While those of us who have to deal with snow every winter may think it can be a dangerous nuisance, sometimes rooftop snow can actually benefit the home.
Naturally a household loses some of its heat from an attic but as snow piled up on a rooftop can trap this heat and keep the upper floor of the home a little bit warmer.
All that snow piled up on your roof can actually trap some of the heat that may be escaping through your attic, and help to keep the upper floor of your home a bit warmer.
In the same way, snow at ground level can act as an insulator to trap warmth from the ground, preventing it from escaping and warming the air above it. That is why temperatures tend to stay colder in areas where there is snow on the ground.
However, while rooftop snow can provide some heating advantages, it can also be extremely hazard if there's too much of it.
Determining how much snow is too much snow, depends on the shape and age of the rooftop.

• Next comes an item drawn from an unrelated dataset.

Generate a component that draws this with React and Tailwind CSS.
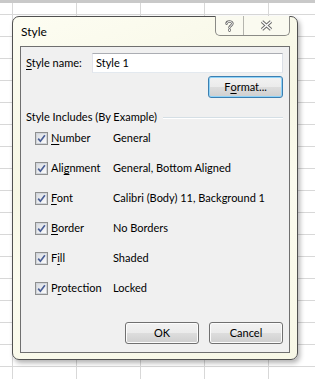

If a roof is pitched or slanted, and in fairly good condition, heavier snow may be less of a problem. However, older and more flat roofs could easily succumb to the weight of the snow and fail.
"As snow sits on roofs, especially flat ones, it compacts and becomes more dense," AccuWeather Meteorologist Mark Paquette said. "When snow and ice falls on it, it becomes heavier."
A cold rain can also lead to heavier snow and more weight on a rooftop because when the rain falls it is then absorbed by snow already on the rooftop. As a result, the snow becomes even heavier than it was before the rain.
If the snow becomes too heavy, it can weaken the internal structure of a roof and cause damage or even cause the roof to completely collapse.
Following a series of snowstorms in the Northeast, the roof of the WGAL Channel 8 studio in Lancaster, Pa., partially caved in due to the weight of the snow and ice on Friday, Feb. 14, 2014, according to Lancaster Online.
The type of snow that falls can also contribute to the likeliness of a roof collapse.
"There are different types of snow as well that can cause various damage," Paquette said. "A lighter, fluffier snow that falls with cold temperatures is a much different story than a wet, heavy snow with sleet and rain."
The more dangerous type of snow is the wetter, heavier snow due to its increased water content. This type of snow is most common around areas in southern New England.
To prevent a roof collapse or damage due to snowfall, keep tools handy that allow for timely and easy snow removal after a storm.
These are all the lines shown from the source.